What is a genre and how did it emerge as a concept in art? I mean, it would be conceivable not to have the idea of a genre at all in the history of art. When I was a child it really escaped me how did all people of a certain period write romantic poems, to use an example. It seemed very useful to me for classification and further teaching of art movements in school. It seemed useful into distinguishing romanticism vs. realism vs. magic realism, when you teach them in school but where else? Where else are these distinctions necessary?
Later in my life I understood the concept of Zeitgeist, the spirit of our times, which in art I guess it could mean that now is a time to be romantic, Love put on your faces! When times are dangerous and uncertain, people tend to lean towards romanticism more naturally and effortlessly than before. (When I started doing linguistics and due to the fact that I was reading many fashion magazines at the time, I was set out on a quest to find out why Minimalism is so trendy both in science and in fashion, architecture and music. My teacher, when I said that to her replied to me, Christina, Minimalism in linguistics is something very different. I was so discouraged but I am still looking. I still think it’s a bit relevant… Anyway…)

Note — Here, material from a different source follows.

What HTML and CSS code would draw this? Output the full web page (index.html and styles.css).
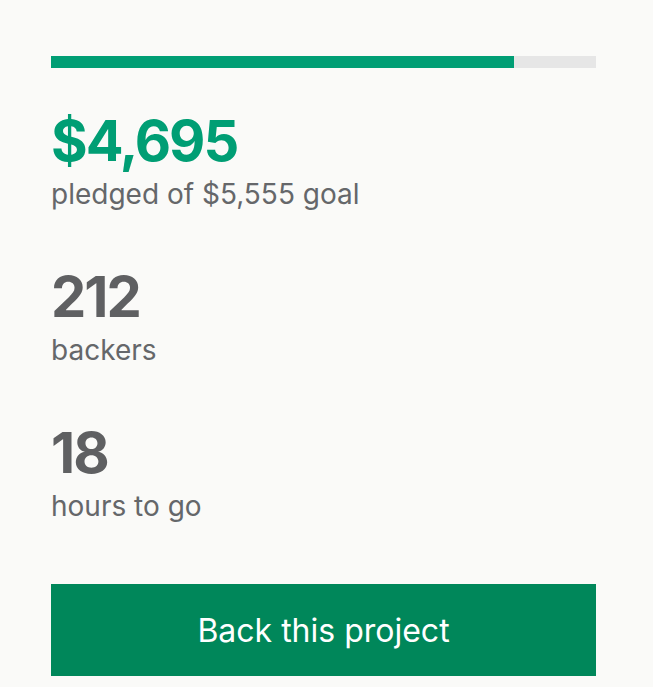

So yes, Zeitgeist and how it gets linked to art. I guess one can argue that it made more sense for people to create art movements and genres in previous times than now. What I mean with this is that now the very notion of interdisciplinary art/science or anything is something natural, it is the genre of our times. Take journalism for example, my favourite writer when he was writing his editorials, he was always putting underneath this text was written listening to this and that cd. He was creating his own soundtrack with which he wanted us to read his texts. Current art, video installations that are accompanied by paintings, music and the rest of it is another side of the same coin: art is more interdisciplinary nowadays, it seeks to avoid classification and it is considered an achievement when something cannot be put into a nicely labelled box. What is this then, what is this urge to avoid labels? Is it only linked to art or does it have to do with a more current and universal human tendency? Have we had enough of labels and we want to get rid of them overall? And what was the use of labels for so many years of human history that made them indispensable and what is the change that made it possible to get rid of them now?

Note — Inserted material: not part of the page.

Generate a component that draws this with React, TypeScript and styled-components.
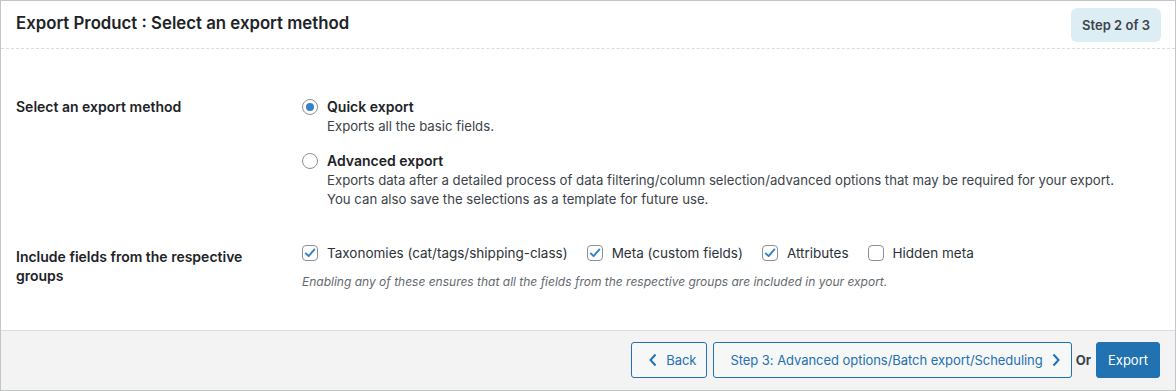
import styled, { createGlobalStyle } from "styled-components";

const GlobalStyle = createGlobalStyle`
  html, body {
    margin: 0;
    padding: 0;
    background: #ffffff;
  }
  body {
    font-family: Inter, "Noto Sans", "Liberation Sans", sans-serif;
    color: #2c3338;
    font-size: 13px;
  }
`;

const Panel = styled.div`
  width: 1176px;
  height: 391px;
  box-sizing: border-box;
  border: 1px solid #c3c4c7;
  background: #ffffff;
  display: flex;
  flex-direction: column;
`;

const Header = styled.div`
  height: 47px;
  display: flex;
  align-items: center;
  justify-content: space-between;
  padding: 0 14px 0 15px;
  border-bottom: 1px dashed #dcdcde;
`;

const Title = styled.h2`
  margin: 0 0 4px;
  font-size: 16.8px;
  font-weight: 600;
  color: #1d2327;
`;

const StepBadge = styled.div`
  background: #dcedf3;
  color: #3c434a;
  border-radius: 6px;
  padding: 0 11px;
  height: 34px;
  display: flex;
  align-items: center;
  font-size: 13px;
  font-weight: 600;
`;

const Body = styled.div`
  flex: 1;
  padding: 48px 15px 0;
  display: flex;
  flex-direction: column;
  gap: 37px;
`;

const Row = styled.div`
  display: flex;
`;

const Label = styled.div`
  width: 286px;
  padding-right: 40px;
  box-sizing: border-box;
  font-size: 14px;
  font-weight: 600;
  line-height: 19px;
  color: #1d2327;
`;

const Field = styled.div`
  flex: 1;
  display: flex;
  flex-direction: column;
`;

const RadioOption = styled.label`
  display: flex;
  gap: 9px;
  & + & {
    margin-top: 15px;
  }
`;

const Radio = styled.span<{ $checked?: boolean }>`
  width: 16px;
  height: 16px;
  box-sizing: border-box;
  border-radius: 50%;
  border: 1px solid #8c8f94;
  margin-top: 2px;
  flex-shrink: 0;
  display: flex;
  align-items: center;
  justify-content: center;
  &::after {
    content: "";
    width: 8px;
    height: 8px;
    border-radius: 50%;
    background: #3582c4;
    display: ${({ $checked }) => ($checked ? "block" : "none")};
  }
`;

const OptionText = styled.div`
  line-height: 19.5px;
`;

const OptionTitle = styled.div`
  font-size: 14px;
  font-weight: 600;
  color: #1d2327;
`;

const OptionDesc = styled.div`
  font-size: 13.2px;
  color: #3c434a;
`;

const CheckRow = styled.div`
  display: flex;
  align-items: center;
  gap: 19px;
  margin-top: -4px;
`;

const CheckItem = styled.label`
  display: flex;
  align-items: center;
  gap: 9px;
  color: #2c3338;
  font-size: 13.5px;
  line-height: 20px;
`;

const Box = styled.span`
  width: 16px;
  height: 16px;
  box-sizing: border-box;
  border: 1px solid #8c8f94;
  border-radius: 4px;
  display: flex;
  align-items: center;
  justify-content: center;
  background: #fff;
`;

const Help = styled.p`
  margin: 11px 0 0;
  font-size: 12px;
  font-style: italic;
  color: #646970;
`;

const Footer = styled.div`
  height: 58px;
  background: #f3f3f3;
  border-top: 1px solid #dcdcde;
  display: flex;
  align-items: center;
  justify-content: flex-end;
  padding: 0 15px 1px;
  gap: 6px;
`;

const OutlineButton = styled.button`
  height: 36px;
  box-sizing: border-box;
  border: 1px solid #2271b1;
  border-radius: 3px;
  background: #f6f7f7;
  color: #2271b1;
  font-family: inherit;
  font-size: 13px;
  letter-spacing: -0.05px;
  display: flex;
  align-items: center;
  gap: 8px;
  padding: 0 10px 0 16px;
  cursor: pointer;
`;

const Or = styled.span`
  font-weight: 700;
  color: #3c434a;
  font-size: 13px;
  margin: 0 -1px 0 -2px;
`;

const PrimaryButton = styled.button`
  height: 36px;
  border: 1px solid #2271b1;
  border-radius: 3px;
  background: #2271b1;
  color: #fff;
  font-family: inherit;
  font-size: 13px;
  padding: 0 11px;
  cursor: pointer;
`;

const Tick = () => (
  <svg width="12" height="12" viewBox="0 0 12 12">
    <path
      d="M1.8 6.4 L4.6 9.2 L10.4 2.4"
      fill="none"
      stroke="#3582c4"
      strokeWidth="1.9"
      strokeLinecap="round"
      strokeLinejoin="round"
    />
  </svg>
);

const Chevron = ({ left }: { left?: boolean }) => (
  <svg width="10" height="14" viewBox="0 0 10 14">
    <path
      d={left ? "M7.5 1.5 L2.5 7 L7.5 12.5" : "M2.5 1.5 L7.5 7 L2.5 12.5"}
      fill="none"
      stroke="#2271b1"
      strokeWidth="2"
    />
  </svg>
);

const checks = [
  { label: "Taxonomies (cat/tags/shipping-class)", on: true },
  { label: "Meta (custom fields)", on: true },
  { label: "Attributes", on: true },
  { label: "Hidden meta", on: false }
];

export default function App() {
  return (
    <>
      <GlobalStyle />
      <Panel>
        <Header>
          <Title>Export Product : Select an export method</Title>
          <StepBadge>Step 2 of 3</StepBadge>
        </Header>
        <Body>
          <Row>
            <Label>Select an export method</Label>
            <Field>
              <RadioOption>
                <Radio $checked />
                <OptionText>
                  <OptionTitle>Quick export</OptionTitle>
                  <OptionDesc>Exports all the basic fields.</OptionDesc>
                </OptionText>
              </RadioOption>
              <RadioOption>
                <Radio />
                <OptionText>
                  <OptionTitle>Advanced export</OptionTitle>
                  <OptionDesc>
                    Exports data after a detailed process of data filtering/column
                    selection/advanced options that may be required for your
                    export.
                    <br />
                    You can also save the selections as a template for future use.
                  </OptionDesc>
                </OptionText>
              </RadioOption>
            </Field>
          </Row>
          <Row>
            <Label>Include fields from the respective groups</Label>
            <Field>
              <CheckRow>
                {checks.map((c) => (
                  <CheckItem key={c.label}>
                    <Box>{c.on && <Tick />}</Box>
                    {c.label}
                  </CheckItem>
                ))}
              </CheckRow>
              <Help>
                Enabling any of these ensures that all the fields from the
                respective groups are included in your export.
              </Help>
            </Field>
          </Row>
        </Body>
        <Footer>
          <OutlineButton>
            <Chevron left />
            Back
          </OutlineButton>
          <OutlineButton>
            Step 3: Advanced options/Batch export/Scheduling
            <Chevron />
          </OutlineButton>
          <Or>Or</Or>
          <PrimaryButton>Export</PrimaryButton>
        </Footer>
      </Panel>
    </>
  );
}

A natural answer could be technology. Advancements in technology made it possible to make a movie that defies genres and video installations that are complex and multi culti… Multi cultural art has also played a very important role in the emergence of the non-genre: remember Moulin Rouge. The amazing soundtrack of that movie that created a genre of its own (a genre to define all genres) was an exquisite mix not only of very different songs but also of civilizations: the musical scene with the Hindi dance and the tango of Roxanne being the two best examples of ‘foreign’ musical traditions that integrated in a ‘western’ musical about fin de siècle and when they were paired with Elton John’s Your song and Gorecki by Lamb they create an amazing mix that set the pace of the things to come…Similarly, Zatoichi is an ‘entertaining’ movie as its creator likes to refer to it and in order to achieve that he mixes and matches all conceivable genres (apart from romance, let me point out again!). Zatoichi has violence, in those amazing eat-my-dust-Tarantino scenes, humour, sometimes more slapstick than others, suspense, playing the is-he-or-isn’t-he-blind game till the end, drama, the amazing scene of the male geisha dancing and having the parallel editing with him as a little boy dancing the same dance and musical, with that out of this world final tap dance scene. Why does he do that? What does he want to tell us?

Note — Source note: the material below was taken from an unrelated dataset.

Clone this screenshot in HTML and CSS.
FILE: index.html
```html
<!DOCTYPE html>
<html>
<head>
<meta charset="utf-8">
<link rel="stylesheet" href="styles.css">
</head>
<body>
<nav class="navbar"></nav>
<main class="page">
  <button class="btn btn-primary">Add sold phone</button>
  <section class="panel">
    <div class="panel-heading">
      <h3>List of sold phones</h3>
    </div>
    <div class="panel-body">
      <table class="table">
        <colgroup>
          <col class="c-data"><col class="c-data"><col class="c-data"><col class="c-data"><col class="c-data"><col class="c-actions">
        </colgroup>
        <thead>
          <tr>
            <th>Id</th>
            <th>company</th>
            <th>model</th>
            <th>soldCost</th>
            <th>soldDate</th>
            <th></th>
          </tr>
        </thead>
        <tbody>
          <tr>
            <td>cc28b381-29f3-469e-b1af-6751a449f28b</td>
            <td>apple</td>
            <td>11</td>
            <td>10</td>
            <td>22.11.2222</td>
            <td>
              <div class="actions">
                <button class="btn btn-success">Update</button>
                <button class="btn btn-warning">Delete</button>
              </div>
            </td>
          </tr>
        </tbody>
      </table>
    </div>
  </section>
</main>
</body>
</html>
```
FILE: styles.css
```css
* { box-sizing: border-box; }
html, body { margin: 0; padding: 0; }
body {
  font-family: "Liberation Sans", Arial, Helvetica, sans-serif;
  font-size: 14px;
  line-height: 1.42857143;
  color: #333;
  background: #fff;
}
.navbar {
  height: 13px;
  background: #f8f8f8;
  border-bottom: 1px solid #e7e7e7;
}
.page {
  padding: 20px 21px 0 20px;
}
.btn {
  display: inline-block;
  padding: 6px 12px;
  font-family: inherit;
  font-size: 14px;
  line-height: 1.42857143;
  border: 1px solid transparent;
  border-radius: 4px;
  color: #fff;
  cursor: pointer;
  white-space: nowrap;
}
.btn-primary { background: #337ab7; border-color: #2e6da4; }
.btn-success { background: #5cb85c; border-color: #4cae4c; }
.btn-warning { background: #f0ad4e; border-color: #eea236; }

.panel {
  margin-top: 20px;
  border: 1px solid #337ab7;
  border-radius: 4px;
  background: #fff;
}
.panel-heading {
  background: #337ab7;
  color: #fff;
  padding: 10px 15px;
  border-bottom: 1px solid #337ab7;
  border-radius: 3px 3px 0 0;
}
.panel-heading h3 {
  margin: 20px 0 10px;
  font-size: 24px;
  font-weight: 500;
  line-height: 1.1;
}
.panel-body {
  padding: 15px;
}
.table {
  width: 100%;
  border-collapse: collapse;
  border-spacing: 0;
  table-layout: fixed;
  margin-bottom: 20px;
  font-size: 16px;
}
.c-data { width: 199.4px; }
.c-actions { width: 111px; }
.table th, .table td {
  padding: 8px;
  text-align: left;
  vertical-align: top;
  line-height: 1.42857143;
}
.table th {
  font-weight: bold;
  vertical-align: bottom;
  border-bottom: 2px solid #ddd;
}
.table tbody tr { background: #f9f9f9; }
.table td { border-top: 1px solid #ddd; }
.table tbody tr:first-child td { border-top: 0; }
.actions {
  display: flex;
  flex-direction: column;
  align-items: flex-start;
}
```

I guess the message of this movie and of this overall tendency is throw away all labels and be free. These days we are all bi sexual (at least in theory), metro sexual and all that jazz. Women can be strong and not be intimidating (again in theory) and men can still put on face cream and still be as macho as they want. (I am not saying that all men that put on face cream are macho, all I’m saying is that a man can put on face cream and still be macho, if he wants to. I have issues with men that put on face cream, sorry.)

Similarly, the funny scenes in Zatoichi did not by any means undermine the dramatic aspect of the story. They just provided an agreeable alteration from life’s ultimate drama. Exactly like in life, when you are in the most pain, something happens and you burst into laughter, in the movie too dramatic and humoristic scenes are interchangeable and they provide the realism of emotions that such a movie ultimately wishes to convey. As my grandmother used to say (or all Greek grandmothers for that matter), when she was watching her favourite soap opera, everything is taken out of real life, my daughter. So with this note I will end my quest to find out what is Zatoichi’s genre, and I will call it life. Zatoichi is life at its best: drama, suspense, laughter, song and dance but crucially not romance!